Stroke a risk for cocaine, amphetamine users
Young people who abuse cocaine and amphetamines are at heightened risk for suffering a stroke, a study published Monday confirms.
Cocaine, amphetamines, and other stimulants may boost the risk of stroke by raising blood pressure or by triggering spasms in blood vessel walls.
Dr. Arthur N. Westover of the University of Texas Southwestern Medical Center at Dallas and colleagues analyzed data on strokes and drug dependence or abuse from Texas hospital records for the period 2000 to 2003.
A total of 8,369 strokes occurred during the 4-year period, the investigators report in the Archives of General Psychiatry.
In the year 2003, amphetamine abuse was associated with a five-fold greater risk of “bleeding in the brain” stroke—called hemorrhagic stroke—but not ischemic stroke—the kind caused by a blockage.
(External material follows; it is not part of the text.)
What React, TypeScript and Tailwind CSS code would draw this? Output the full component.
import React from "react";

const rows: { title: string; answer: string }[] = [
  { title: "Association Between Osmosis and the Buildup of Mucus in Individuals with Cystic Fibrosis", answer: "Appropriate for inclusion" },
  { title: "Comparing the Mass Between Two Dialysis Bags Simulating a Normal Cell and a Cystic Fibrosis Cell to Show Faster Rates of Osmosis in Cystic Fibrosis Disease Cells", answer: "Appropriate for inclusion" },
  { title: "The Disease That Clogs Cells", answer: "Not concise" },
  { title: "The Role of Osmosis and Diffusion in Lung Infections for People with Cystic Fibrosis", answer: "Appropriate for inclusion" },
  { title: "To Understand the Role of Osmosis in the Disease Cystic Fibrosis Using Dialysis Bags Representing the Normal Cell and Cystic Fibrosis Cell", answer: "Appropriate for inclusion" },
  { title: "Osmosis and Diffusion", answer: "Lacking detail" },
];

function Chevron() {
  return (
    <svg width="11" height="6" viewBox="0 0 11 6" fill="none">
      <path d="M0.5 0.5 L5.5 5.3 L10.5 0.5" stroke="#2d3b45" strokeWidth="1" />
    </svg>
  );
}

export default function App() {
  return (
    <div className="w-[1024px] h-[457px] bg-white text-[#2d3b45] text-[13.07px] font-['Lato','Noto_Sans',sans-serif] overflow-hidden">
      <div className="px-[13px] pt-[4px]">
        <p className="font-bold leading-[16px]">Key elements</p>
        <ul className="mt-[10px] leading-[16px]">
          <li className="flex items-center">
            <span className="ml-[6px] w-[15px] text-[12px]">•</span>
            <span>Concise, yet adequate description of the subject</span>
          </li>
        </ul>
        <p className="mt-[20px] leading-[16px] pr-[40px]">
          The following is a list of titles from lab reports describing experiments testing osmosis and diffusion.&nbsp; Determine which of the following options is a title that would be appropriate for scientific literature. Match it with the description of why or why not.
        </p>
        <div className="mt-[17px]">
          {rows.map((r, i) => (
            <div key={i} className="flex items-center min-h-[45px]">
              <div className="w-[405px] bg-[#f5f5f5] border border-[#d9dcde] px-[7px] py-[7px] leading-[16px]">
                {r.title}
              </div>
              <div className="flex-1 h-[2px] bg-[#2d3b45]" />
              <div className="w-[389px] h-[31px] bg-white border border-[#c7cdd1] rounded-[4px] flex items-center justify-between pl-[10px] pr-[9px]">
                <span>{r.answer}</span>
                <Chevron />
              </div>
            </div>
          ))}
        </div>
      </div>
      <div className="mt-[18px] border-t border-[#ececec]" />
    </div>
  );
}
Cocaine abuse more than doubled the risk of both hemorrhagic and ischemic stroke.
Amphetamine, but not cocaine, abuse was also associated with a higher risk of death after a bleeding stroke, according to the team.
“The public health implications of these findings are heightened by growing news accounts suggesting a recent increase in methamphetamine abuse, particularly in the southwestern, western, and Midwestern states,” write Westover and colleagues.
“This concern,” they add, “was supported by our finding that, among hospitalized patients in Texas in 2000 to 2003, the rate of amphetamine abuse was increasing faster than that of any other drug, including cocaine, and the rate of strokes among amphetamine abusers was increasing faster than the rate of strokes among abusers of any other drug.”